Jeśli postulat zniesienia zadań potraktujemy jako – siłą rzeczy hasłową, przedwyborczo skrótową – diagnozę przeciążenia polskich uczennic i uczniów, trzeba będzie ją uznać za słuszną. Niedawne badania firmowane przez Związek Miast Polskich (we współpracy z Instytutem Badań w Oświacie oraz Ogólnopolskim Stowarzyszeniem Kadry Kierowniczej Oświaty) pokazały, że słowo „przeciążenie” może się nawet jawić jako eufemizm.
Wedle wyników ankiet wypełnionych m.in. przez niemal 16 tysięcy rodziców, dzieci przeznaczają dziennie na prace domowe między 2,6 a 3,6 godziny (druga wartość dotyczy uczniów klas 7-8 podstawówek), a więc między trzynastoma a osiemnastoma godzinami tygodniowo. Badania ZMP, pomimo dużej próby, nie są reprezentatywne, ale na ich podstawie można z pewnością stwierdzić, że te kilkanaście godzin tygodniowo spędzane nad książkami w domu to normalność bardzo wielu polskich uczniów.
Co to może w praktyce oznaczać, np. dla zbliżającego się do egzaminu ósmoklasisty ucznia wyższych klas podstawówki? Że suma ponad trzydziestu godzin zajęć w szkole, kilku przeznaczonych na dojazdy, wspomnianych kilkunastu na prace domowe, a dodatkowo kilku na korepetycje (głównie z przedmiotów egzaminacyjnych) – da nawet odpowiednik półtora etatu ciężkiej pracy wykonywanej przez dorosłego!
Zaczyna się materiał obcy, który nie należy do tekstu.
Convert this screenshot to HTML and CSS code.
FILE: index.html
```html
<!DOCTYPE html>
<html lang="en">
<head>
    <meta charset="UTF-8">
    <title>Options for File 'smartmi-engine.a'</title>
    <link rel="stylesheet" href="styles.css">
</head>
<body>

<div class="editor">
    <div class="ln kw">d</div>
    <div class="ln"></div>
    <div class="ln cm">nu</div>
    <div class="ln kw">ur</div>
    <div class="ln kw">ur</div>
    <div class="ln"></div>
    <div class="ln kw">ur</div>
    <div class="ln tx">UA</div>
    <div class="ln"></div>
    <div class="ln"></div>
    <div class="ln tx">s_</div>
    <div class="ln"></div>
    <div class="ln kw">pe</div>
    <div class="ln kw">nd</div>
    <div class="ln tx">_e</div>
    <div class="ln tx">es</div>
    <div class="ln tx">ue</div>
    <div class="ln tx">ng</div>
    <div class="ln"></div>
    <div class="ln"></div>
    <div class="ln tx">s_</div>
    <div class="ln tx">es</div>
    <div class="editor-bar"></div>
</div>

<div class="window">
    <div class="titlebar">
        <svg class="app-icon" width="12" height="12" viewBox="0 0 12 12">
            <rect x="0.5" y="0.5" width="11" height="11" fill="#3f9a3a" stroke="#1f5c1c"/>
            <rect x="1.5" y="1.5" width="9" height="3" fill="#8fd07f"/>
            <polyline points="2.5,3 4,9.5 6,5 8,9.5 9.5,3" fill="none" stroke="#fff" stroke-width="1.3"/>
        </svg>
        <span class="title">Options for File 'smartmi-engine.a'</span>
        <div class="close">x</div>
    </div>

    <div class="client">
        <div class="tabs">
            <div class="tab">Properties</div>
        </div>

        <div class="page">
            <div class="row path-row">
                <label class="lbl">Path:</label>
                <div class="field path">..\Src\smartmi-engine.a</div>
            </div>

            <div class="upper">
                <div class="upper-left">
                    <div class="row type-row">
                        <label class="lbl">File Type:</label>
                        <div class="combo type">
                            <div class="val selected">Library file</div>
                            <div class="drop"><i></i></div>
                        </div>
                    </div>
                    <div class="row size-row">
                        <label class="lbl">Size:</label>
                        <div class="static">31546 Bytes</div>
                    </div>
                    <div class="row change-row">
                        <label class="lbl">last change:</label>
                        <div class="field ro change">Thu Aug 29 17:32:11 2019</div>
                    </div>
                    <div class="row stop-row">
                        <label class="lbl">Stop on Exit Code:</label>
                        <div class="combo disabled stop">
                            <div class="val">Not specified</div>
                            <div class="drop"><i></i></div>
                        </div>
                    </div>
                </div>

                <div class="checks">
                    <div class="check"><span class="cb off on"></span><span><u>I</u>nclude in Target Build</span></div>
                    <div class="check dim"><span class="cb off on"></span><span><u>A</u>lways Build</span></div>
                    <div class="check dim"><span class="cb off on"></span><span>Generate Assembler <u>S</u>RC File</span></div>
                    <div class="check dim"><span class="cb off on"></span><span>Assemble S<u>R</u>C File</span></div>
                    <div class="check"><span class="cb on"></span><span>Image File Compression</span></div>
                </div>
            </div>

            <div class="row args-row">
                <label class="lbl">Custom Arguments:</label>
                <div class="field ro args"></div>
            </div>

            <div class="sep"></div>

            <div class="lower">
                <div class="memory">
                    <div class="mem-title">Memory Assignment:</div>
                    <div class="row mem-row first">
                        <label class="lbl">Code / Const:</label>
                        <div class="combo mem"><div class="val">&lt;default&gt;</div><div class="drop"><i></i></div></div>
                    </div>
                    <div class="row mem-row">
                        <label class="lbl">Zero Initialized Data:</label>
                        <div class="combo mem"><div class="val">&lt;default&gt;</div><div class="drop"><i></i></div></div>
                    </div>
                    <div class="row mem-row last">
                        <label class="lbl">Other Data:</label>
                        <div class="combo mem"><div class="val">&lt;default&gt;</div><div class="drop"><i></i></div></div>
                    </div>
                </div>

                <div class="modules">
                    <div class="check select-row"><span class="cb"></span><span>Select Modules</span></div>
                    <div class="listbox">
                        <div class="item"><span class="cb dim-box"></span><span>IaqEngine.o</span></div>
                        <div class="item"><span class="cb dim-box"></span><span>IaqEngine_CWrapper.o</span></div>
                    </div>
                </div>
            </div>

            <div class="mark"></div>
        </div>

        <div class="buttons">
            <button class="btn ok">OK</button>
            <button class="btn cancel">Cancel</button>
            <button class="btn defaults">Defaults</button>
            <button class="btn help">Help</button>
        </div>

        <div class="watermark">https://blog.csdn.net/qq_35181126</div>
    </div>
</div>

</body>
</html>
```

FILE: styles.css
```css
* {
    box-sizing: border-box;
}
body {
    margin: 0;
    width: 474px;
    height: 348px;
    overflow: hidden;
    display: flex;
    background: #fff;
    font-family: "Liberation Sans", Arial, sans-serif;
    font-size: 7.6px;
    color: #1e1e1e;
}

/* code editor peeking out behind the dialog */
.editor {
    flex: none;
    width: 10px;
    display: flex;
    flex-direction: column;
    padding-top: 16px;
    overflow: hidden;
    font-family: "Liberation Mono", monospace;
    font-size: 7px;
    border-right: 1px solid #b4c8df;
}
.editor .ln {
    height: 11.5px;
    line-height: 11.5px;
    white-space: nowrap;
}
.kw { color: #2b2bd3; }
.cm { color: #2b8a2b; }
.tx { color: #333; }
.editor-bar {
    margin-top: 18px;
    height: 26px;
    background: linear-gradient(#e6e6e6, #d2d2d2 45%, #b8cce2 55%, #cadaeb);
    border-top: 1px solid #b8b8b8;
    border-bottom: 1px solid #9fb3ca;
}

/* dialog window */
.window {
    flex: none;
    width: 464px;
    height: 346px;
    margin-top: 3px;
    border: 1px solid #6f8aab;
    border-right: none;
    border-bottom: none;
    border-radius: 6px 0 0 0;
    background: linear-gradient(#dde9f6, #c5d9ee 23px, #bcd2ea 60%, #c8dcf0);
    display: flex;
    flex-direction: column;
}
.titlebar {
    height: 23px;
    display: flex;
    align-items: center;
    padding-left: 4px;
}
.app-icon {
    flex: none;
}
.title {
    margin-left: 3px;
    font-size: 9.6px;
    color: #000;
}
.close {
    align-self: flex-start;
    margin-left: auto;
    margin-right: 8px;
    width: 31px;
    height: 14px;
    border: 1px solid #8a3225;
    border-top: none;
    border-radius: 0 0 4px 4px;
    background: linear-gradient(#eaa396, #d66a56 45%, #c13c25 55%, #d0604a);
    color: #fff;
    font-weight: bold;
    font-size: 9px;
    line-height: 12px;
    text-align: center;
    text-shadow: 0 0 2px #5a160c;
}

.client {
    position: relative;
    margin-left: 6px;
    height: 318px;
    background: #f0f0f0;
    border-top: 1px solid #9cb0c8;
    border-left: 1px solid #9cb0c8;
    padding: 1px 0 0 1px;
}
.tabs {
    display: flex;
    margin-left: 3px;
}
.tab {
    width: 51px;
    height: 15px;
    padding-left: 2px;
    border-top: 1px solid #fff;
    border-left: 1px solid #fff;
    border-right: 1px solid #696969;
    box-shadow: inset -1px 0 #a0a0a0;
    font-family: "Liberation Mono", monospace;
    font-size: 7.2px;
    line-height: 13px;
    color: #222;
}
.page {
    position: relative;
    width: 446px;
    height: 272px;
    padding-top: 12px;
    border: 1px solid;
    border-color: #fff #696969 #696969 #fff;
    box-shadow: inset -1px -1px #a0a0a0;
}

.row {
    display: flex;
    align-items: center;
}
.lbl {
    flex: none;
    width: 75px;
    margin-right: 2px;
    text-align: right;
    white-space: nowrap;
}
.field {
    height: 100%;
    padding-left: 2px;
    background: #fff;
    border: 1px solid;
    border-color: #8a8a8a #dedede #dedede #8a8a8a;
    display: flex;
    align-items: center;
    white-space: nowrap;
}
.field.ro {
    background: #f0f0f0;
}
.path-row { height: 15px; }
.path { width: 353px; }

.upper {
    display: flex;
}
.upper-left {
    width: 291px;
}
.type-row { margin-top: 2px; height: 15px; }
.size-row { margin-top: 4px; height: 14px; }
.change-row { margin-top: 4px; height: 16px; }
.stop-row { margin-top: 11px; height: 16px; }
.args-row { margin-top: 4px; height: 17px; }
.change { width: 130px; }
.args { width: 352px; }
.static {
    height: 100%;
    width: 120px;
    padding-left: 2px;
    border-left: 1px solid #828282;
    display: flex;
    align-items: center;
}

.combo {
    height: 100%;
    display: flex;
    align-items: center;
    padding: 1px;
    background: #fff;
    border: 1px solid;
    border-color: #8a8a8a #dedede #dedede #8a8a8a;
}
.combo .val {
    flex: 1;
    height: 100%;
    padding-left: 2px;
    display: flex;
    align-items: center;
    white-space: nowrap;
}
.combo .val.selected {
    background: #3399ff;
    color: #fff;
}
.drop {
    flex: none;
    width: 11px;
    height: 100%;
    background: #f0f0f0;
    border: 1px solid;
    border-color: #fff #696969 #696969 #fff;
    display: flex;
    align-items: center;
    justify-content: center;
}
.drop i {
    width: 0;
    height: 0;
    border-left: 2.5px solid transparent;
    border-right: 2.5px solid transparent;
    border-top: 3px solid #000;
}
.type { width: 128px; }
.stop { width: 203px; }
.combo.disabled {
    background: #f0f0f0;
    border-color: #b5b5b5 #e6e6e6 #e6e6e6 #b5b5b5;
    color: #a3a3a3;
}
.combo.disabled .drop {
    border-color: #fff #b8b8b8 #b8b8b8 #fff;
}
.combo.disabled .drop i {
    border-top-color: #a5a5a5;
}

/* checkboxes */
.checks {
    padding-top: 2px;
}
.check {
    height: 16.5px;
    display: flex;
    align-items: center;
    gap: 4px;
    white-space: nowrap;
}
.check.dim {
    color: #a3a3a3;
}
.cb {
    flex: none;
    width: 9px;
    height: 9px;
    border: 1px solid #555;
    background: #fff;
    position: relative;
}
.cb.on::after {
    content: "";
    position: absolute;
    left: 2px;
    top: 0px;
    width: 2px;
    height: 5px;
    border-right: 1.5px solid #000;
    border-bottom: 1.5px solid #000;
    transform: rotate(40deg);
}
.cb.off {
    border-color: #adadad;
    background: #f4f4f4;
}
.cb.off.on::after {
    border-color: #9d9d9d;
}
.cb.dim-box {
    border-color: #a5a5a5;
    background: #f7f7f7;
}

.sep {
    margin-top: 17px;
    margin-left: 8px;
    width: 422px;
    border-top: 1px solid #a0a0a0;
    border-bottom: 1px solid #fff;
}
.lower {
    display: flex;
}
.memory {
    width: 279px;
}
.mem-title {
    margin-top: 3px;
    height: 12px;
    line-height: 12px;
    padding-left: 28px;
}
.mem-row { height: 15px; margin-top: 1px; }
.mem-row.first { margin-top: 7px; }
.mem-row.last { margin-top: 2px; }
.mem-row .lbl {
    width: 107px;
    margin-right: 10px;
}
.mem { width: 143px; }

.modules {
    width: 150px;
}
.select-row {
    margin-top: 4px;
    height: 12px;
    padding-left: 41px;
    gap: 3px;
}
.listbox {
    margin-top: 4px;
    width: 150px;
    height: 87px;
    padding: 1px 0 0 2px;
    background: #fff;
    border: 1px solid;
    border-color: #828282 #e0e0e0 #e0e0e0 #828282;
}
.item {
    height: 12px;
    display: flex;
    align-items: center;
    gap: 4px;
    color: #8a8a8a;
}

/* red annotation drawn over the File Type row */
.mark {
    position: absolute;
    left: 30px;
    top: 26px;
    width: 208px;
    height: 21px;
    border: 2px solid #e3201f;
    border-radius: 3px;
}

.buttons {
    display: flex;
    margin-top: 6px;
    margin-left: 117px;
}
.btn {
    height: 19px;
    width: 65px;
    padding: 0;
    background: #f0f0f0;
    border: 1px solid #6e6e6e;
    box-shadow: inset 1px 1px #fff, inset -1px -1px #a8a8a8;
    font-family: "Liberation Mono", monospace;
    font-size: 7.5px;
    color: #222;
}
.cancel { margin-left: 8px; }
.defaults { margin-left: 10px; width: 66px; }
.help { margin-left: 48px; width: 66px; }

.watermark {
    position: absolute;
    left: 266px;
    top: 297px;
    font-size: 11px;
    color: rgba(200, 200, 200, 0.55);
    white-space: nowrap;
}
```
Jednym dekretem nic nie naprawimy
Tyle słuszna diagnoza. Bo z realizacją postulatu likwidacji zadań domowych jest już problem. Ciężko sobie wyobrazić zadekretowanie takiego zakazu. A nawet gdyby wyobraźnię wytężyć, podobny dekret – zalecenie? rekomendacja? – pozostanie fikcją, jakich w polskim systemie oświaty wiele. Powód jest prosty: istnienie zadań domowych jako czegoś oczywistego – jak, nie przymierzając, rzędy ławek w salach lekcyjnych, oceny czy dzwonki na przerwy – nie wynika wyłącznie z wielowiekowej tradycji albo z widzimisię nauczycieli. Wynika z tego, jak wygląda polski system edukacji.
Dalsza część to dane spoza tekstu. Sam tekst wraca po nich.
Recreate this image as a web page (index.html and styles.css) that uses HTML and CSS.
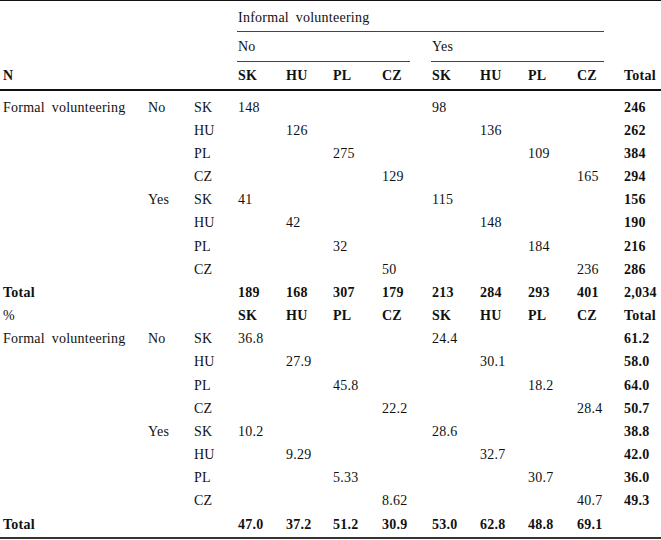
FILE: index.html
```html
<!DOCTYPE html>
<html>
<head>
<meta charset="utf-8">
<link rel="stylesheet" href="styles.css">
</head>
<body>
<table class="tbl">
  <colgroup>
    <col class="c-label"><col class="c-yn"><col class="c-cty">
    <col class="c-d1"><col class="c-d2"><col class="c-d3"><col class="c-d4">
    <col class="c-d5"><col class="c-d6"><col class="c-d7"><col class="c-d8">
    <col class="c-tot">
  </colgroup>
  <thead>
    <tr class="h1">
      <th></th><th></th><th></th>
      <th colspan="8" class="grp"><div class="txt">Informal volunteering</div><div class="rule r-wide"></div></th>
      <th></th>
    </tr>
    <tr class="h2">
      <th></th><th></th><th></th>
      <th colspan="4" class="grp"><div class="txt">No</div><div class="rule r-no"></div></th>
      <th colspan="4" class="grp"><div class="txt">Yes</div><div class="rule r-yes"></div></th>
      <th></th>
    </tr>
    <tr class="h3">
      <th class="b">N</th><th></th><th></th>
      <th class="b">SK</th><th class="b">HU</th><th class="b">PL</th><th class="b">CZ</th>
      <th class="b">SK</th><th class="b">HU</th><th class="b">PL</th><th class="b">CZ</th>
      <th class="b">Total</th>
    </tr>
  </thead>
  <tbody>
    <tr class="first"><td>Formal volunteering</td><td>No</td><td>SK</td><td>148</td><td></td><td></td><td></td><td>98</td><td></td><td></td><td></td><td class="b">246</td></tr>
    <tr><td></td><td></td><td>HU</td><td></td><td>126</td><td></td><td></td><td></td><td>136</td><td></td><td></td><td class="b">262</td></tr>
    <tr><td></td><td></td><td>PL</td><td></td><td></td><td>275</td><td></td><td></td><td></td><td>109</td><td></td><td class="b">384</td></tr>
    <tr><td></td><td></td><td>CZ</td><td></td><td></td><td></td><td>129</td><td></td><td></td><td></td><td>165</td><td class="b">294</td></tr>
    <tr><td></td><td>Yes</td><td>SK</td><td>41</td><td></td><td></td><td></td><td>115</td><td></td><td></td><td></td><td class="b">156</td></tr>
    <tr><td></td><td></td><td>HU</td><td></td><td>42</td><td></td><td></td><td></td><td>148</td><td></td><td></td><td class="b">190</td></tr>
    <tr><td></td><td></td><td>PL</td><td></td><td></td><td>32</td><td></td><td></td><td></td><td>184</td><td></td><td class="b">216</td></tr>
    <tr><td></td><td></td><td>CZ</td><td></td><td></td><td></td><td>50</td><td></td><td></td><td></td><td>236</td><td class="b">286</td></tr>
    <tr class="b"><td>Total</td><td></td><td></td><td>189</td><td>168</td><td>307</td><td>179</td><td>213</td><td>284</td><td>293</td><td>401</td><td>2,034</td></tr>
    <tr><td>%</td><td></td><td></td><td class="b">SK</td><td class="b">HU</td><td class="b">PL</td><td class="b">CZ</td><td class="b">SK</td><td class="b">HU</td><td class="b">PL</td><td class="b">CZ</td><td class="b">Total</td></tr>
    <tr><td>Formal volunteering</td><td>No</td><td>SK</td><td>36.8</td><td></td><td></td><td></td><td>24.4</td><td></td><td></td><td></td><td class="b">61.2</td></tr>
    <tr><td></td><td></td><td>HU</td><td></td><td>27.9</td><td></td><td></td><td></td><td>30.1</td><td></td><td></td><td class="b">58.0</td></tr>
    <tr><td></td><td></td><td>PL</td><td></td><td></td><td>45.8</td><td></td><td></td><td></td><td>18.2</td><td></td><td class="b">64.0</td></tr>
    <tr><td></td><td></td><td>CZ</td><td></td><td></td><td></td><td>22.2</td><td></td><td></td><td></td><td>28.4</td><td class="b">50.7</td></tr>
    <tr><td></td><td>Yes</td><td>SK</td><td>10.2</td><td></td><td></td><td></td><td>28.6</td><td></td><td></td><td></td><td class="b">38.8</td></tr>
    <tr><td></td><td></td><td>HU</td><td></td><td>9.29</td><td></td><td></td><td></td><td>32.7</td><td></td><td></td><td class="b">42.0</td></tr>
    <tr><td></td><td></td><td>PL</td><td></td><td></td><td>5.33</td><td></td><td></td><td></td><td>30.7</td><td></td><td class="b">36.0</td></tr>
    <tr><td></td><td></td><td>CZ</td><td></td><td></td><td></td><td>8.62</td><td></td><td></td><td></td><td>40.7</td><td class="b">49.3</td></tr>
    <tr class="b last"><td>Total</td><td></td><td></td><td>47.0</td><td>37.2</td><td>51.2</td><td>30.9</td><td>53.0</td><td>62.8</td><td>48.8</td><td>69.1</td><td></td></tr>
  </tbody>
</table>
</body>
</html>
```

FILE: styles.css
```css
html, body {
  margin: 0;
  padding: 0;
  background: #fff;
}

body {
  font-family: "Liberation Serif", "Times New Roman", serif;
  font-size: 14px;
  color: #111;
  letter-spacing: 0.25px;
  word-spacing: 3px;
}

.tbl {
  width: 661px;
  table-layout: fixed;
  border-collapse: collapse;
  border-top: 1px solid #111;
  border-bottom: 2px solid #333;
}

.c-label { width: 148px; }
.c-yn { width: 46px; }
.c-cty { width: 44px; }
.c-d1 { width: 48px; }
.c-d2 { width: 47px; }
.c-d3 { width: 49px; }
.c-d4 { width: 50px; }
.c-d5 { width: 48px; }
.c-d6 { width: 48px; }
.c-d7 { width: 49px; }
.c-d8 { width: 47px; }
.c-tot { width: 37px; }

.tbl th,
.tbl td {
  padding: 0;
  text-align: left;
  vertical-align: top;
  font-weight: normal;
  line-height: 23.17px;
  white-space: nowrap;
}

.tbl th:first-child,
.tbl td:first-child {
  padding-left: 3px;
}

.tbl .b,
.tbl tr.b td {
  font-weight: bold;
}

.tbl .h1 th { padding-top: 5px; }
.h1 .txt { padding-bottom: 2px; }
.tbl .h2 th { padding-top: 3px; }
.h2 .txt { padding-bottom: 3px; }
.tbl .h3 th {
  padding-top: 2px;
  padding-bottom: 1px;
  border-bottom: 2px solid #111;
}

.rule {
  height: 0;
  border-top: 1px solid #444;
  margin-left: -1px;
}
.r-wide { margin-right: 20px; }
.r-no { margin-right: 22px; }
.r-yes { margin-right: 20px; }

.tbl .first td { padding-top: 5px; }
.tbl .last td { padding-bottom: 1px; }
```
Po pierwsze, jest on systemem przeładowanych podstaw programowych, czyli oficjalnych dokumentów zawierających obowiązkowe do przyswojenia na danym etapie nauki treści i umiejętności. Tu akurat, jak rzadko, panuje dość powszechna zgoda: odchudzać podstawy programowe chcą obecnie wszystkie polityczne siły, włącznie z obecną, sposobiącą się do wyprowadzki z ministerialnych gabinetów władzą (co zrobiła przez osiem lat w tej sprawie, to osobne pytanie). Zaś nauczyciele przyznają, że realizacja tak skonstruowanych podstaw programowych to mrzonka.
Wspomniane ankiety na potrzeby badań ZMP, wypełnione także przez ok. 6 tysięcy nauczycieli, pokazały, że w ich opinii możliwe jest przećwiczenie i utrwalenie „w sposób wystarczający” przeciętnie 70 procent materiału. Jak zauważają autorzy badań, ów brak czasu i ogrom materiału „przerzuca na ucznia i jego rodzinę konieczność uzupełnienia wiedzy, a w konsekwencji przyczynia się do przepracowania uczniów” (co pogłębia, dodajmy, edukacyjne nierówności, podbijając znaczenie wykształcenia rodziców oraz dostępu do korepetytorów). Tego nie da się załatwić szybko – na pewno nie w sto dni. A dopóki się tego nie załatwi, obiecywanie „likwidacji zadań domowych” nie ma większego sensu.
Zwłaszcza że polska szkoła ma jeszcze inny problem: jest nastawiona na wynik, sukces, indywidualną, ale też międzyszkolną rywalizację. Z bardzo wysoką rangą egzaminów – ósmoklasisty i maturalnym – oraz rankingami, które są na podstawie wyników tych egzaminów konstruowane. Autorzy „Obywatelskiego Paktu dla Edukacji”, a więc dokumentu podpisanego przed rokiem przez kilkadziesiąt wiodących organizacji pozarządowych, który można też czytać jako zbiór wskazówek dla nowej władzy, nazwali nawet polską szkołę „salą treningową do egzaminów”. Skoro jest treningowa sala, muszą też być trenujący – uczniowie. Ile sił, także w domach.
Łatwo zmienić się tego nie da. W sto dni jest to niewykonalne. Realne będzie już prędzej w sto miesięcy – czyli z grubsza osiem lat. A więc tyle, ile Prawu i Sprawiedliwości zajęło doprowadzenie polskiej oświaty do opłakanego stanu.